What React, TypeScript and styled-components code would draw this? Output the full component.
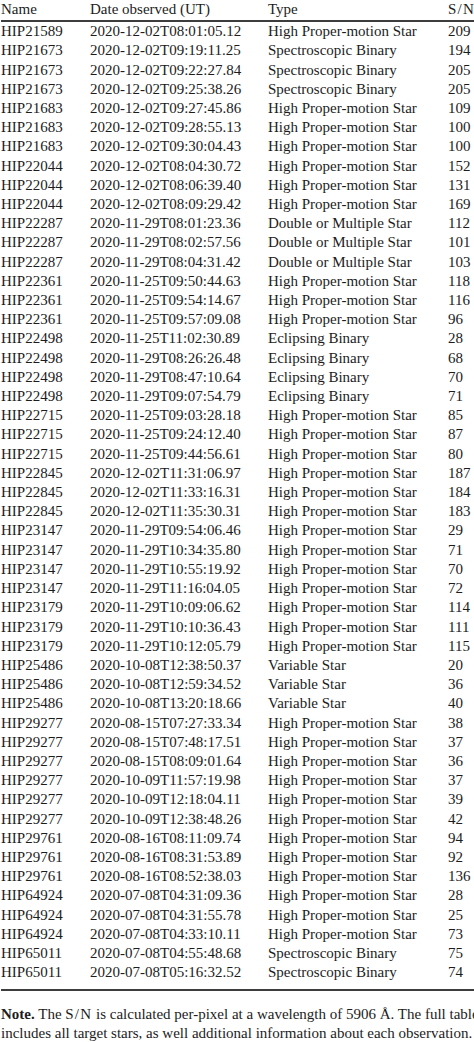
import React from "react";
import styled, { createGlobalStyle } from "styled-components";

const Global = createGlobalStyle`
  html, body { margin: 0; padding: 0; background: #ffffff; }
  body {
    font-family: "Liberation Serif", "Times New Roman", "DejaVu Serif", serif;
    color: #1c1c1c;
    overflow: hidden;
  }
`;

const Page = styled.div`
  width: 474px;
  padding-left: 1px;
  box-sizing: border-box;
`;

const Table = styled.div`
  display: flex;
  flex-direction: column;
`;

const Row = styled.div<{ $head?: boolean }>`
  display: grid;
  grid-template-columns: 89px 178px 180px 1fr;
  font-size: 15px;
  line-height: 19.2px;
  white-space: nowrap;
  ${(p) =>
    p.$head
      ? `
    padding-bottom: 1px;
    border-bottom: 2px solid #3d3d3d;
  `
      : ""}
`;

const Body = styled.div`
  display: flex;
  flex-direction: column;
  padding-bottom: 7px;
  border-bottom: 2px solid #3d3d3d;
`;

const Cell = styled.span``;

const Ratio = styled.span`
  letter-spacing: 1.2px;
`;

const Note = styled.p`
  margin: 14px 0 0 0;
  font-size: 15px;
  line-height: 19px;
  white-space: nowrap;
`;

const Bold = styled.b`
  font-weight: bold;
`;

type Obs = [string, string, string, number];

const rows: Obs[] = [
  ["HIP21589", "2020-12-02T08:01:05.12", "High Proper-motion Star", 209],
  ["HIP21673", "2020-12-02T09:19:11.25", "Spectroscopic Binary", 194],
  ["HIP21673", "2020-12-02T09:22:27.84", "Spectroscopic Binary", 205],
  ["HIP21673", "2020-12-02T09:25:38.26", "Spectroscopic Binary", 205],
  ["HIP21683", "2020-12-02T09:27:45.86", "High Proper-motion Star", 109],
  ["HIP21683", "2020-12-02T09:28:55.13", "High Proper-motion Star", 100],
  ["HIP21683", "2020-12-02T09:30:04.43", "High Proper-motion Star", 100],
  ["HIP22044", "2020-12-02T08:04:30.72", "High Proper-motion Star", 152],
  ["HIP22044", "2020-12-02T08:06:39.40", "High Proper-motion Star", 131],
  ["HIP22044", "2020-12-02T08:09:29.42", "High Proper-motion Star", 169],
  ["HIP22287", "2020-11-29T08:01:23.36", "Double or Multiple Star", 112],
  ["HIP22287", "2020-11-29T08:02:57.56", "Double or Multiple Star", 101],
  ["HIP22287", "2020-11-29T08:04:31.42", "Double or Multiple Star", 103],
  ["HIP22361", "2020-11-25T09:50:44.63", "High Proper-motion Star", 118],
  ["HIP22361", "2020-11-25T09:54:14.67", "High Proper-motion Star", 116],
  ["HIP22361", "2020-11-25T09:57:09.08", "High Proper-motion Star", 96],
  ["HIP22498", "2020-11-25T11:02:30.89", "Eclipsing Binary", 28],
  ["HIP22498", "2020-11-29T08:26:26.48", "Eclipsing Binary", 68],
  ["HIP22498", "2020-11-29T08:47:10.64", "Eclipsing Binary", 70],
  ["HIP22498", "2020-11-29T09:07:54.79", "Eclipsing Binary", 71],
  ["HIP22715", "2020-11-25T09:03:28.18", "High Proper-motion Star", 85],
  ["HIP22715", "2020-11-25T09:24:12.40", "High Proper-motion Star", 87],
  ["HIP22715", "2020-11-25T09:44:56.61", "High Proper-motion Star", 80],
  ["HIP22845", "2020-12-02T11:31:06.97", "High Proper-motion Star", 187],
  ["HIP22845", "2020-12-02T11:33:16.31", "High Proper-motion Star", 184],
  ["HIP22845", "2020-12-02T11:35:30.31", "High Proper-motion Star", 183],
  ["HIP23147", "2020-11-29T09:54:06.46", "High Proper-motion Star", 29],
  ["HIP23147", "2020-11-29T10:34:35.80", "High Proper-motion Star", 71],
  ["HIP23147", "2020-11-29T10:55:19.92", "High Proper-motion Star", 70],
  ["HIP23147", "2020-11-29T11:16:04.05", "High Proper-motion Star", 72],
  ["HIP23179", "2020-11-29T10:09:06.62", "High Proper-motion Star", 114],
  ["HIP23179", "2020-11-29T10:10:36.43", "High Proper-motion Star", 111],
  ["HIP23179", "2020-11-29T10:12:05.79", "High Proper-motion Star", 115],
  ["HIP25486", "2020-10-08T12:38:50.37", "Variable Star", 20],
  ["HIP25486", "2020-10-08T12:59:34.52", "Variable Star", 36],
  ["HIP25486", "2020-10-08T13:20:18.66", "Variable Star", 40],
  ["HIP29277", "2020-08-15T07:27:33.34", "High Proper-motion Star", 38],
  ["HIP29277", "2020-08-15T07:48:17.51", "High Proper-motion Star", 37],
  ["HIP29277", "2020-08-15T08:09:01.64", "High Proper-motion Star", 36],
  ["HIP29277", "2020-10-09T11:57:19.98", "High Proper-motion Star", 37],
  ["HIP29277", "2020-10-09T12:18:04.11", "High Proper-motion Star", 39],
  ["HIP29277", "2020-10-09T12:38:48.26", "High Proper-motion Star", 42],
  ["HIP29761", "2020-08-16T08:11:09.74", "High Proper-motion Star", 94],
  ["HIP29761", "2020-08-16T08:31:53.89", "High Proper-motion Star", 92],
  ["HIP29761", "2020-08-16T08:52:38.03", "High Proper-motion Star", 136],
  ["HIP64924", "2020-07-08T04:31:09.36", "High Proper-motion Star", 28],
  ["HIP64924", "2020-07-08T04:31:55.78", "High Proper-motion Star", 25],
  ["HIP64924", "2020-07-08T04:33:10.11", "High Proper-motion Star", 73],
  ["HIP65011", "2020-07-08T04:55:48.68", "Spectroscopic Binary", 75],
  ["HIP65011", "2020-07-08T05:16:32.52", "Spectroscopic Binary", 74],
];

export default function App() {
  return (
    <Page>
      <Global />
      <Table>
        <Row $head>
          <Cell>Name</Cell>
          <Cell>Date observed (UT)</Cell>
          <Cell>Type</Cell>
          <Cell>
            <Ratio>S/N</Ratio>
          </Cell>
        </Row>
        <Body>
          {rows.map((r, i) => (
            <Row key={i}>
              <Cell>{r[0]}</Cell>
              <Cell>{r[1]}</Cell>
              <Cell>{r[2]}</Cell>
              <Cell>{r[3]}</Cell>
            </Row>
          ))}
        </Body>
      </Table>
      <Note>
        <Bold>Note.</Bold> The <Ratio>S/N</Ratio> is calculated per-pixel at a wavelength of 5906 Å. The full table
        <br />
        includes all target stars, as well additional information about each observation.
      </Note>
    </Page>
  );
}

=-=-=-=-=

**Task description:** Using the material above, set down every line exactly, but skip the pictures.

**Written solution:**
What React, TypeScript and styled-components code would draw this? Output the full component.
import React from "react";
import styled, { createGlobalStyle } from "styled-components";

const Global = createGlobalStyle`
  html, body { margin: 0; padding: 0; background: #ffffff; }
  body {
    font-family: "Liberation Serif", "Times New Roman", "DejaVu Serif", serif;
    color: #1c1c1c;
    overflow: hidden;
  }
`;

const Page = styled.div`
  width: 474px;
  padding-left: 1px;
  box-sizing: border-box;
`;

const Table = styled.div`
  display: flex;
  flex-direction: column;
`;

const Row = styled.div<{ $head?: boolean }>`
  display: grid;
  grid-template-columns: 89px 178px 180px 1fr;
  font-size: 15px;
  line-height: 19.2px;
  white-space: nowrap;
  ${(p) =>
    p.$head
      ? `
    padding-bottom: 1px;
    border-bottom: 2px solid #3d3d3d;
  `
      : ""}
`;

const Body = styled.div`
  display: flex;
  flex-direction: column;
  padding-bottom: 7px;
  border-bottom: 2px solid #3d3d3d;
`;

const Cell = styled.span``;

const Ratio = styled.span`
  letter-spacing: 1.2px;
`;

const Note = styled.p`
  margin: 14px 0 0 0;
  font-size: 15px;
  line-height: 19px;
  white-space: nowrap;
`;

const Bold = styled.b`
  font-weight: bold;
`;

type Obs = [string, string, string, number];

const rows: Obs[] = [
  ["HIP21589", "2020-12-02T08:01:05.12", "High Proper-motion Star", 209],
  ["HIP21673", "2020-12-02T09:19:11.25", "Spectroscopic Binary", 194],
  ["HIP21673", "2020-12-02T09:22:27.84", "Spectroscopic Binary", 205],
  ["HIP21673", "2020-12-02T09:25:38.26", "Spectroscopic Binary", 205],
  ["HIP21683", "2020-12-02T09:27:45.86", "High Proper-motion Star", 109],
  ["HIP21683", "2020-12-02T09:28:55.13", "High Proper-motion Star", 100],
  ["HIP21683", "2020-12-02T09:30:04.43", "High Proper-motion Star", 100],
  ["HIP22044", "2020-12-02T08:04:30.72", "High Proper-motion Star", 152],
  ["HIP22044", "2020-12-02T08:06:39.40", "High Proper-motion Star", 131],
  ["HIP22044", "2020-12-02T08:09:29.42", "High Proper-motion Star", 169],
  ["HIP22287", "2020-11-29T08:01:23.36", "Double or Multiple Star", 112],
  ["HIP22287", "2020-11-29T08:02:57.56", "Double or Multiple Star", 101],
  ["HIP22287", "2020-11-29T08:04:31.42", "Double or Multiple Star", 103],
  ["HIP22361", "2020-11-25T09:50:44.63", "High Proper-motion Star", 118],
  ["HIP22361", "2020-11-25T09:54:14.67", "High Proper-motion Star", 116],
  ["HIP22361", "2020-11-25T09:57:09.08", "High Proper-motion Star", 96],
  ["HIP22498", "2020-11-25T11:02:30.89", "Eclipsing Binary", 28],
  ["HIP22498", "2020-11-29T08:26:26.48", "Eclipsing Binary", 68],
  ["HIP22498", "2020-11-29T08:47:10.64", "Eclipsing Binary", 70],
  ["HIP22498", "2020-11-29T09:07:54.79", "Eclipsing Binary", 71],
  ["HIP22715", "2020-11-25T09:03:28.18", "High Proper-motion Star", 85],
  ["HIP22715", "2020-11-25T09:24:12.40", "High Proper-motion Star", 87],
  ["HIP22715", "2020-11-25T09:44:56.61", "High Proper-motion Star", 80],
  ["HIP22845", "2020-12-02T11:31:06.97", "High Proper-motion Star", 187],
  ["HIP22845", "2020-12-02T11:33:16.31", "High Proper-motion Star", 184],
  ["HIP22845", "2020-12-02T11:35:30.31", "High Proper-motion Star", 183],
  ["HIP23147", "2020-11-29T09:54:06.46", "High Proper-motion Star", 29],
  ["HIP23147", "2020-11-29T10:34:35.80", "High Proper-motion Star", 71],
  ["HIP23147", "2020-11-29T10:55:19.92", "High Proper-motion Star", 70],
  ["HIP23147", "2020-11-29T11:16:04.05", "High Proper-motion Star", 72],
  ["HIP23179", "2020-11-29T10:09:06.62", "High Proper-motion Star", 114],
  ["HIP23179", "2020-11-29T10:10:36.43", "High Proper-motion Star", 111],
  ["HIP23179", "2020-11-29T10:12:05.79", "High Proper-motion Star", 115],
  ["HIP25486", "2020-10-08T12:38:50.37", "Variable Star", 20],
  ["HIP25486", "2020-10-08T12:59:34.52", "Variable Star", 36],
  ["HIP25486", "2020-10-08T13:20:18.66", "Variable Star", 40],
  ["HIP29277", "2020-08-15T07:27:33.34", "High Proper-motion Star", 38],
  ["HIP29277", "2020-08-15T07:48:17.51", "High Proper-motion Star", 37],
  ["HIP29277", "2020-08-15T08:09:01.64", "High Proper-motion Star", 36],
  ["HIP29277", "2020-10-09T11:57:19.98", "High Proper-motion Star", 37],
  ["HIP29277", "2020-10-09T12:18:04.11", "High Proper-motion Star", 39],
  ["HIP29277", "2020-10-09T12:38:48.26", "High Proper-motion Star", 42],
  ["HIP29761", "2020-08-16T08:11:09.74", "High Proper-motion Star", 94],
  ["HIP29761", "2020-08-16T08:31:53.89", "High Proper-motion Star", 92],
  ["HIP29761", "2020-08-16T08:52:38.03", "High Proper-motion Star", 136],
  ["HIP64924", "2020-07-08T04:31:09.36", "High Proper-motion Star", 28],
  ["HIP64924", "2020-07-08T04:31:55.78", "High Proper-motion Star", 25],
  ["HIP64924", "2020-07-08T04:33:10.11", "High Proper-motion Star", 73],
  ["HIP65011", "2020-07-08T04:55:48.68", "Spectroscopic Binary", 75],
  ["HIP65011", "2020-07-08T05:16:32.52", "Spectroscopic Binary", 74],
];

export default function App() {
  return (
    <Page>
      <Global />
      <Table>
        <Row $head>
          <Cell>Name</Cell>
          <Cell>Date observed (UT)</Cell>
          <Cell>Type</Cell>
          <Cell>
            <Ratio>S/N</Ratio>
          </Cell>
        </Row>
        <Body>
          {rows.map((r, i) => (
            <Row key={i}>
              <Cell>{r[0]}</Cell>
              <Cell>{r[1]}</Cell>
              <Cell>{r[2]}</Cell>
              <Cell>{r[3]}</Cell>
            </Row>
          ))}
        </Body>
      </Table>
      <Note>
        <Bold>Note.</Bold> The <Ratio>S/N</Ratio> is calculated per-pixel at a wavelength of 5906 Å. The full table
        <br />
        includes all target stars, as well additional information about each observation.
      </Note>
    </Page>
  );
}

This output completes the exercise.